Lee County (FL) health officials published the following press release Monday concerning the possible risks of Vibrio vulnificus:
Flood waters and standing waters following a hurricane pose many risks, including infectious diseases such as Vibrio vulnificus. For that reason, the Florida Department of Health in Lee County (DOH-Lee) is urging the public to take precautions against infection and illness caused by Vibrio vulnificus.
Vibrio vulnificus is a bacterium that usually lives in warm, brackish sea water. These bacteria typically grow faster during warmer months. Sewage spills in coastal waters, like those caused by Hurricane Ian, may increase bacteria levels. People with open wounds, cuts, or scratches can be exposed to Vibrio vulnificus through direct contact with sea water or brackish water. Brackish water is a mixture of fresh and sea water and is often found where rivers meet the sea. Vibrio vulnificus can also cause disease in those who eat raw or undercooked oysters and shellfish. Vibrio vulnificus has the potential to cause severe illness or death.
Vibrio vulnificus can cause an infection of the skin when open wounds are exposed to warm sea water. These infections may lead to skin breakdown and ulcers. Anyone can get a Vibrio vulnificus infection; however, infections can be severe for people with weakened immune systems, especially people who have chronic liver disease or take medications that lowers the body’s ability to fight germs. Vibrio vulnificus can invade the bloodstream, causing a severe life-threatening illness with symptoms like fever, chills, decreased blood pressure (septic shock), and blistering skin lesions. Vibrio vulnificus is not spread person-to-person.

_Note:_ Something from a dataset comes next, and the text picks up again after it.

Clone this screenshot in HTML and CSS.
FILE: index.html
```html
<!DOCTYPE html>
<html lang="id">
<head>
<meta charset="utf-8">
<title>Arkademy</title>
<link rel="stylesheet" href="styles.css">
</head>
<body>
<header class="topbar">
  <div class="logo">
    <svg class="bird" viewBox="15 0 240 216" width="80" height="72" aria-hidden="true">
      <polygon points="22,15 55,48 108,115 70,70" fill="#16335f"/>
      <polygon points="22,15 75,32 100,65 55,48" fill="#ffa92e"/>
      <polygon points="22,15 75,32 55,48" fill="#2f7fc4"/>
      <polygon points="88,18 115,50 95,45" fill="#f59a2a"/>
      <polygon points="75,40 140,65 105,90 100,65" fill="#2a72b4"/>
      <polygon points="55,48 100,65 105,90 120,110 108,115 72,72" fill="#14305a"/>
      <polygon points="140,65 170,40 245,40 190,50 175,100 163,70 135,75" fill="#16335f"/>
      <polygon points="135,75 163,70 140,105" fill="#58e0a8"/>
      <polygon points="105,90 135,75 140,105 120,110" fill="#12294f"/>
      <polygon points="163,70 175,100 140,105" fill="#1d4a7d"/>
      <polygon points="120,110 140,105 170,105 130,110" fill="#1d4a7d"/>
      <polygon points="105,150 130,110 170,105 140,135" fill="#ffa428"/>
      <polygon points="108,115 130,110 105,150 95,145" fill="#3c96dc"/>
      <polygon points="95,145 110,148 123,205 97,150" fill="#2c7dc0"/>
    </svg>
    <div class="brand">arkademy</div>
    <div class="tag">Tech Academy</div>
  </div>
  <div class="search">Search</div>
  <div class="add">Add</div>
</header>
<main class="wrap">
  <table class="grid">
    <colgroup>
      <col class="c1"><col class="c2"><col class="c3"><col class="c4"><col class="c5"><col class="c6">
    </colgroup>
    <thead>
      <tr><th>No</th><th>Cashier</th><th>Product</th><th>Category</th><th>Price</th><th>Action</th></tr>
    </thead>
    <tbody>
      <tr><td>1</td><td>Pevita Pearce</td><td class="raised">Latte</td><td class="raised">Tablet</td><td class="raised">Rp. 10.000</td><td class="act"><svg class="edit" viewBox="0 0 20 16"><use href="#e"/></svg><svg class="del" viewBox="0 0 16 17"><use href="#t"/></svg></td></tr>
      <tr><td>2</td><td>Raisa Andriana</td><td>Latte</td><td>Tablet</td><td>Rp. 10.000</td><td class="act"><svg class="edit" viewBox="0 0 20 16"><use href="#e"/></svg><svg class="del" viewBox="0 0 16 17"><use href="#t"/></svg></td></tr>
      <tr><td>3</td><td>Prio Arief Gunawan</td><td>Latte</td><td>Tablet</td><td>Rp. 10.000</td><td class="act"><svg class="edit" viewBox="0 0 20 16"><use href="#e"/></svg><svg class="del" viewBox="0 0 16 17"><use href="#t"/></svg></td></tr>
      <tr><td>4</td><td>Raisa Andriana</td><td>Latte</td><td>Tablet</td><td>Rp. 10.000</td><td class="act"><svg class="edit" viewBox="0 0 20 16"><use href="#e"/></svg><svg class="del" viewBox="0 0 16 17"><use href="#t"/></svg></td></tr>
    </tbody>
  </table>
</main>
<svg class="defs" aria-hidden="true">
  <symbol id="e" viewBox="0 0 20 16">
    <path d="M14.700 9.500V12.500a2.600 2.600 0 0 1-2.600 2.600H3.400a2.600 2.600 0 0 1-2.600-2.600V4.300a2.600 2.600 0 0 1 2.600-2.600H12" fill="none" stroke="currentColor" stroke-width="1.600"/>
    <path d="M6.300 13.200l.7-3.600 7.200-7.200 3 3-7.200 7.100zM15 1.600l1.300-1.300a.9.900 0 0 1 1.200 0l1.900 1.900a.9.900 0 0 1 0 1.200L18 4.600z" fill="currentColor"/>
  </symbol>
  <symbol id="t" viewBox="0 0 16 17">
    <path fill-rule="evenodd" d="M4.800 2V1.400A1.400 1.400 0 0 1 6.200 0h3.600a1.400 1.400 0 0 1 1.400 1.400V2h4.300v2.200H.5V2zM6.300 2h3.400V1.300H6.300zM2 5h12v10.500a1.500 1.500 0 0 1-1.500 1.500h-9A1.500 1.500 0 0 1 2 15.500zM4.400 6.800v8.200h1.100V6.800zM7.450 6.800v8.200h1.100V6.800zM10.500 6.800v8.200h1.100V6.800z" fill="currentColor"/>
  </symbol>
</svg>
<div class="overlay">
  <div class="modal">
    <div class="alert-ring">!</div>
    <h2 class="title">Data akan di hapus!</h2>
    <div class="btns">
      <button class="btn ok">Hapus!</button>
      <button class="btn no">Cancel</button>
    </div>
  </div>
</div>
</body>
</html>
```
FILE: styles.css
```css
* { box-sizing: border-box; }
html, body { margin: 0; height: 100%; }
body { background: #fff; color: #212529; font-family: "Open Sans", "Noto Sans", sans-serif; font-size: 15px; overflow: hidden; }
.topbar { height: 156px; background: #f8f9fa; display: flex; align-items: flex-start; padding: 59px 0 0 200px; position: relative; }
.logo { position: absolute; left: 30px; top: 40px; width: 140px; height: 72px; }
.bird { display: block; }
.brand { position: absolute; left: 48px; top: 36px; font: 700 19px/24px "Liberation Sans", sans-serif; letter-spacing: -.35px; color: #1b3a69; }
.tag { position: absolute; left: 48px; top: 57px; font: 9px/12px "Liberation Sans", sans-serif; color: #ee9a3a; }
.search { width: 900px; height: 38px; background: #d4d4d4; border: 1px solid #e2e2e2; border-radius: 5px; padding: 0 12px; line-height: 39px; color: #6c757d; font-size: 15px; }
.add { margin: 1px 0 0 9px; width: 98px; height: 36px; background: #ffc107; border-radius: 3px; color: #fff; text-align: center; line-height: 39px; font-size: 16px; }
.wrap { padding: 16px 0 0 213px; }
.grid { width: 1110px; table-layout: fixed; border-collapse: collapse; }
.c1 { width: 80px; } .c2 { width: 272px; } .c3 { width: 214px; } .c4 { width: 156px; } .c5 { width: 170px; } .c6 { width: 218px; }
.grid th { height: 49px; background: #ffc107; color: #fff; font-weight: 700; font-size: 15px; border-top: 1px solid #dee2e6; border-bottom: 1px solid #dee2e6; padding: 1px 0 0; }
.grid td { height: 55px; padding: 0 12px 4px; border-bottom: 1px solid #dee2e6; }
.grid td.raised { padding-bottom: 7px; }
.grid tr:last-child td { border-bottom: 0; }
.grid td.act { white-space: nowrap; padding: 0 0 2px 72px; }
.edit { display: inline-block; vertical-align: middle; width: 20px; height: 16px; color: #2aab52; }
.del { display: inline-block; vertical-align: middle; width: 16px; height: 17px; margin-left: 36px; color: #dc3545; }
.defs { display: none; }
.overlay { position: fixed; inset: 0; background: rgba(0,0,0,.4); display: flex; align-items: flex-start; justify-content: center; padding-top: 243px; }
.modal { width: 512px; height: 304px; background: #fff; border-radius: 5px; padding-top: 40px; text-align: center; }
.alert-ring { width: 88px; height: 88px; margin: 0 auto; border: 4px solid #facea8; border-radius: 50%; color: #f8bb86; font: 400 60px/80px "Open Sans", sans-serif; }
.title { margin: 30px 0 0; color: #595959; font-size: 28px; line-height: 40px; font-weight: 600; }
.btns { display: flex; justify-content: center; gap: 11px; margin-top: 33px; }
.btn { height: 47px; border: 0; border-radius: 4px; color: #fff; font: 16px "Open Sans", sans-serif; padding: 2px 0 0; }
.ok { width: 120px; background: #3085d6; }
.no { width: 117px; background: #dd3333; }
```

If someone is concerned that they may have been exposed to Vibrio vulnificus and are experiencing the above symptoms, they should seek medical attention immediately. Individuals with wound infections should also seek care promptly.

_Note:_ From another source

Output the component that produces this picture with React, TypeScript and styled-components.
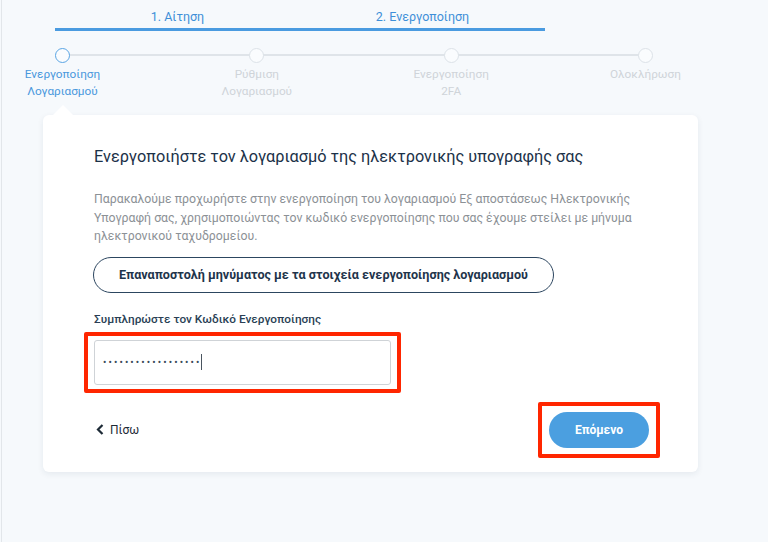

DOH-Lee recommends the following tips to stay healthy and safe:
- If you have open wounds, cuts, or scratches, stay out of flood water, standing water, sea water and brackish water, if possible.
- Immediately clean and monitor wounds and cuts thoroughly with soap and clean running water or bottled water after contact with flood water, standing water, sea water, brackish water or raw or undercooked seafood and its juices.
- Cover your wounds with a waterproof bandage if it could come in contact with flood water, standing water, sea water or brackish water.
- Seek immediate medical care if a wound develops redness, swelling, or oozing, or other signs of infection such as fever, increasing pain, shortness of breath, fast or high heart rate, or confusion or disorientation.